Few scholars were better positioned to write a biography of Deng than Mr. Vogel, who retired from teaching in 2000. For decades Mr. Vogel had studied China, Japan and the other dragons of East Asia. He traveled to Guangdong Province in southern China in 1987 and 1988, when China began opening its special economic zones to foreigners, to study the reforms. He had also covered some of this material in his groundbreaking 1969 book, “Canton Under Communism,” a study of Guangdong’s capital in the time after the Communist takeover.
Mr. Vogel, who worked for a decade on this huge biography, spent a year brushing up on his Chinese-language skills with a tutor. (Most of his interviews were conducted in Chinese without an interpreter.) He talked to people close to Deng, including two of his daughters, as well as relatives and aides of Communist leaders like Chen Yun, Hu Yaobang and Zhao Ziyang, who had worked with Deng.
He also talked to former Chinese President Jiang Zemin, who rarely grants interviews.
Mr. Vogel visited Deng’s birthplace in Sichuan Province, as well as remote Jiangxi Province, where Deng was exiled during the Cultural Revolution; consulted all of Deng’s official writings; and was given access to newly released documents from United States and Russian archives.

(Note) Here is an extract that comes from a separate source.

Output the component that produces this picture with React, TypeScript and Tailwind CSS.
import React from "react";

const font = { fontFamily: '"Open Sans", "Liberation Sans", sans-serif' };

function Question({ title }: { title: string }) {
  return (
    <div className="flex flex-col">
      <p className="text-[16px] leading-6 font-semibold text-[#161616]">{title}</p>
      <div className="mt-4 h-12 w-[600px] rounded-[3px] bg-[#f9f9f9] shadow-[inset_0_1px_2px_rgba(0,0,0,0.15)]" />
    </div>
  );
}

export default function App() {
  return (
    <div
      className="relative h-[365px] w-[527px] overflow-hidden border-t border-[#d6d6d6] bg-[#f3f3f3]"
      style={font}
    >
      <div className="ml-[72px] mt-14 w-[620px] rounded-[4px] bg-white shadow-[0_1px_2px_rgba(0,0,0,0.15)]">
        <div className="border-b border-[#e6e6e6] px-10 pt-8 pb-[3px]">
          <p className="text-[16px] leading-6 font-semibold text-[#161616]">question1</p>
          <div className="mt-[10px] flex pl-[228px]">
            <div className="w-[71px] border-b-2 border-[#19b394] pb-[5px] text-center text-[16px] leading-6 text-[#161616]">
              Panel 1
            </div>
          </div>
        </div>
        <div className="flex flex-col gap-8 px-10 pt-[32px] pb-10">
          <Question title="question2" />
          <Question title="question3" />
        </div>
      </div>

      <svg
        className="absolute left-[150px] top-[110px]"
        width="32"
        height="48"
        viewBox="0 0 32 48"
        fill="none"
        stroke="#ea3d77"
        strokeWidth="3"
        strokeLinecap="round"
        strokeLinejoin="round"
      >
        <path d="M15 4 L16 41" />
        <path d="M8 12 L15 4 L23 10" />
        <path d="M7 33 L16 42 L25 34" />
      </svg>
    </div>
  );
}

The result is an exhaustive, 876-page study of Deng’s life that includes his multiple falls from power and his final comeback, when he assumed the top position in 1978; the book offers new details into how Deng pushed aside Mao’s chosen successor, Hua Guofeng.
Mr. Vogel compresses the first 65 years of Deng’s life into 30 pages, offering a sweeping overview of his journey from being the son of a small landlord in Sichuan to his transformation into a Communist revolutionary living in France and Russia, and then on to his role as military commander and, later, Mao’s vice premier.

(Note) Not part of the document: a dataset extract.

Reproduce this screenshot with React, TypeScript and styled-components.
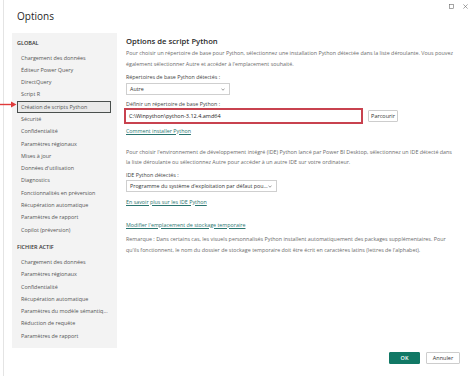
import React from "react";
import styled, { createGlobalStyle } from "styled-components";

const Global = createGlobalStyle`
  html, body { margin: 0; padding: 0; background: #ffffff; }
  body { font-family: "Open Sans", "Noto Sans", sans-serif; }
  * { box-sizing: border-box; }
`;

const Screen = styled.div`
  position: relative;
  width: 474px;
  height: 376px;
  overflow: hidden;
  background: #ffffff;
  padding-left: 3px;
`;

const Window = styled.div`
  height: 100%;
  border-left: 1px solid #e4e4e4;
  display: flex;
  flex-direction: column;
`;

const TitleBar = styled.div`
  height: 33px;
  display: flex;
  justify-content: space-between;
  align-items: flex-start;
  padding: 0 6px 0 13px;
`;

const Title = styled.h1`
  margin: 10px 0 0;
  font-size: 10px;
  font-weight: 400;
  line-height: 12px;
  color: #1f1f1f;
`;

const Controls = styled.div`
  display: flex;
  gap: 9px;
  padding-top: 4px;
  color: #6a6a6a;
`;

const Body = styled.div`
  height: 315px;
  display: flex;
  gap: 9px;
  padding-left: 8px;
`;

const Sidebar = styled.nav`
  width: 105px;
  height: 100%;
  background: #f3f3f3;
  padding: 4px 6px 0 5px;
`;

const SectionHead = styled.div<{ $first?: boolean }>`
  font-size: 5.5px;
  line-height: 12px;
  font-weight: 600;
  color: #333;
  margin-top: ${(p) => (p.$first ? "0" : "5.5px")};
  margin-bottom: 2.5px;
`;

const NavItem = styled.div<{ $active?: boolean }>`
  height: 12.3px;
  line-height: 11px;
  font-size: 5.4px;
  color: #555;
  padding-left: 3px;
  border: 1px solid ${(p) => (p.$active ? "#4a4f4d" : "transparent")};
  background: ${(p) => (p.$active ? "#e9e9e9" : "transparent")};
  white-space: nowrap;
  overflow: hidden;
`;

const Content = styled.main`
  flex: 1;
  padding-right: 18px;
  padding-top: 2px;
`;

const Heading = styled.h2`
  margin: 0;
  font-size: 7.7px;
  line-height: 12px;
  font-weight: 600;
  color: #2b2b2b;
`;

const Para = styled.p<{ $mt: number }>`
  margin: ${(p) => p.$mt}px 0 0;
  font-size: 5.35px;
  line-height: 10.5px;
  color: #6b6b6b;
`;

const Label = styled.div<{ $mt: number }>`
  margin-top: ${(p) => p.$mt}px;
  font-size: 5.35px;
  line-height: 8px;
  color: #444;
`;

const Select = styled.div<{ $w: number; $mt: number }>`
  margin-top: ${(p) => p.$mt}px;
  width: ${(p) => p.$w}px;
  height: 12px;
  border: 1px solid #cfcfcf;
  background: #fff;
  display: flex;
  align-items: center;
  justify-content: space-between;
  padding: 0 4px 0 3px;
  font-size: 5.35px;
  color: #333;
`;

const InputRow = styled.div`
  display: flex;
  align-items: center;
  gap: 5px;
  margin-left: -2px;
`;

const Highlight = styled.div`
  width: 239px;
  height: 16px;
  border: 2px solid #c8424f;
  background: #fff;
  display: flex;
  align-items: center;
  padding-left: 3px;
  font-size: 5.5px;
  color: #222;
`;

const Button = styled.button<{ $primary?: boolean; $w: number }>`
  width: ${(p) => p.$w}px;
  height: 12px;
  padding: 0;
  font-family: inherit;
  font-size: 5.5px;
  font-weight: ${(p) => (p.$primary ? 600 : 500)};
  color: ${(p) => (p.$primary ? "#fff" : "#333")};
  background: ${(p) => (p.$primary ? "#117865" : "#fff")};
  border: 1px solid ${(p) => (p.$primary ? "#117865" : "#cdcdcd")};
  border-radius: 1px;
`;

const Link = styled.a<{ $mt: number }>`
  display: block;
  margin-top: ${(p) => p.$mt}px;
  font-size: 5.35px;
  line-height: 9px;
  color: #2a7570;
  text-decoration: underline;
`;

const Footer = styled.div`
  display: flex;
  justify-content: flex-end;
  gap: 6px;
  padding: 4px 14px 0 0;
`;

const Arrow = styled.svg`
  position: absolute;
  left: 0;
  top: 101px;
`;

const Chevron = () => (
  <svg width="4" height="3" viewBox="0 0 4 3">
    <path d="M0.5 0.8 L2 2.2 L3.5 0.8" fill="none" stroke="#555" strokeWidth="0.6" />
  </svg>
);

const globalItems = [
  "Chargement des données",
  "Éditeur Power Query",
  "DirectQuery",
  "Script R",
  "Création de scripts Python",
  "Sécurité",
  "Confidentialité",
  "Paramètres régionaux",
  "Mises à jour",
  "Données d'utilisation",
  "Diagnostics",
  "Fonctionnalités en préversion",
  "Récupération automatique",
  "Paramètres de rapport",
  "Copilot (préversion)",
];

const fileItems = [
  "Chargement des données",
  "Paramètres régionaux",
  "Confidentialité",
  "Récupération automatique",
  "Paramètres du modèle sémantiq...",
  "Réduction de requête",
  "Paramètres de rapport",
];

export default function App() {
  return (
    <Screen>
      <Global />
      <Window>
        <TitleBar>
          <Title>Options</Title>
          <Controls>
            <svg width="5" height="5" viewBox="0 0 5 5">
              <rect x="0.5" y="0.5" width="4" height="4" fill="none" stroke="#6a6a6a" strokeWidth="0.6" />
            </svg>
            <svg width="5" height="5" viewBox="0 0 5 5">
              <path d="M0.4 0.4 L4.6 4.6 M4.6 0.4 L0.4 4.6" stroke="#6a6a6a" strokeWidth="0.6" />
            </svg>
          </Controls>
        </TitleBar>
        <Body>
          <Sidebar>
            <SectionHead $first>GLOBAL</SectionHead>
            {globalItems.map((t) => (
              <NavItem key={t} $active={t === "Création de scripts Python"}>
                {t}
              </NavItem>
            ))}
            <SectionHead>FICHIER ACTIF</SectionHead>
            {fileItems.map((t, i) => (
              <NavItem key={t + i}>{t}</NavItem>
            ))}
          </Sidebar>
          <Content>
            <Heading>Options de script Python</Heading>
            <Para $mt={1.25}>
              Pour choisir un répertoire de base pour Python, sélectionnez une installation Python détectée dans la
              liste déroulante. Vous pouvez également sélectionner Autre et accéder à l'emplacement souhaité.
            </Para>
            <Label $mt={3.75}>Répertoires de base Python détectés :</Label>
            <Select $w={104} $mt={2}>
              <span>Autre</span>
              <Chevron />
            </Select>
            <Label $mt={4.5}>Définir un répertoire de base Python :</Label>
            <InputRow>
              <Highlight>C:\Winpython\python-3.12.4.amd64</Highlight>
              <Button $w={30}>Parcourir</Button>
            </InputRow>
            <Link $mt={3}>Comment installer Python</Link>
            <Para $mt={11}>
              Pour choisir l'environnement de développement intégré (IDE) Python lancé par Power BI Desktop,
              sélectionnez un IDE détecté dans la liste déroulante ou sélectionnez Autre pour accéder à un autre IDE
              sur votre ordinateur.
            </Para>
            <Label $mt={3.5}>IDE Python détectés :</Label>
            <Select $w={151} $mt={1}>
              <span>Programme du système d'exploitation par défaut pou...</span>
              <Chevron />
            </Select>
            <Link $mt={5.5}>En savoir plus sur les IDE Python</Link>
            <Link $mt={14}>Modifier l'emplacement de stockage temporaire</Link>
            <Para $mt={4.75}>
              Remarque : Dans certains cas, les visuels personnalisés Python installent automatiquement des packages
              supplémentaires. Pour qu'ils fonctionnent, le nom du dossier de stockage temporaire doit être écrit en
              caractères latins (lettres de l'alphabet).
            </Para>
          </Content>
        </Body>
        <Footer>
          <Button $primary $w={31}>OK</Button>
          <Button $w={34}>Annuler</Button>
        </Footer>
      </Window>
      <Arrow width="17" height="7" viewBox="0 0 17 7">
        <path d="M0 3.5 H12" stroke="#e03a3a" strokeWidth="1.4" />
        <path d="M11 0.6 L16.5 3.5 L11 6.4 Z" fill="#e03a3a" />
      </Arrow>
    </Screen>
  );
}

Deng loosened state controls over the lives of ordinary people, opened the door for Chinese to study overseas and, Mr. Vogel explains, he retreated from Maoist doctrine and Communism without ever really saying so. He lured foreign investors to China and tapped outside expertise to jump-start a largely moribund economy, setting the stage for China’s three-decade-long economic boom.

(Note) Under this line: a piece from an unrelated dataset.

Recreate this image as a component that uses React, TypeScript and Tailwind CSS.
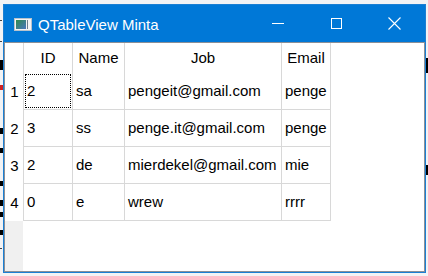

Much of this happened, Mr. Vogel explains in minute detail, despite stiff opposition from Communist Party elders, some of whom feared the reforms were too aggressive, and others who viewed them as bourgeois liberalization.
Mr. Vogel also writes about Deng’s darker periods, like his role in the “antirightist campaign” during the 1950s, which harshly targeted scientists and intellectuals and set the stage for the Great Leap Forward, which led to mass starvation.
And he makes clear that in June 1989 it was Deng who ordered the military action to end demonstrations in and around Tiananmen Square, a course that led to the deaths of hundreds of people and incited international outrage.
The political scientist Richard Baum, a professor emeritus at University of California, Los Angeles, said the book offered an enormous amount of new material about Deng’s leadership and internal power struggles in China during the ’70s. But he also said that those achievements were mildly diminished by sections that read like “an uncritical paean to Deng’s character.”
Other critics have been harsher, saying some passages read as if they came from Communist Party headquarters.
During an interview Mr. Vogel defended his work. “This is unfair, because in some places I’m very critical,” he said, noting: “A lot of Americans’ view of Deng is so colored by Tiananmen Square. They think it was horrible. I have the same view. But it’s the responsibility of a scholar to have an objective view.”
With this book, Mr. Vogel said he tried to put Deng’s life in context, to show him as a survivor, obsessed with social and political stability and economic progress.
“Who in the 20th century had more influence on more people?” he asked. “He took 300 million people out of poverty. They’d been trying to do it in China for 150 years, and they couldn’t. And he did it.”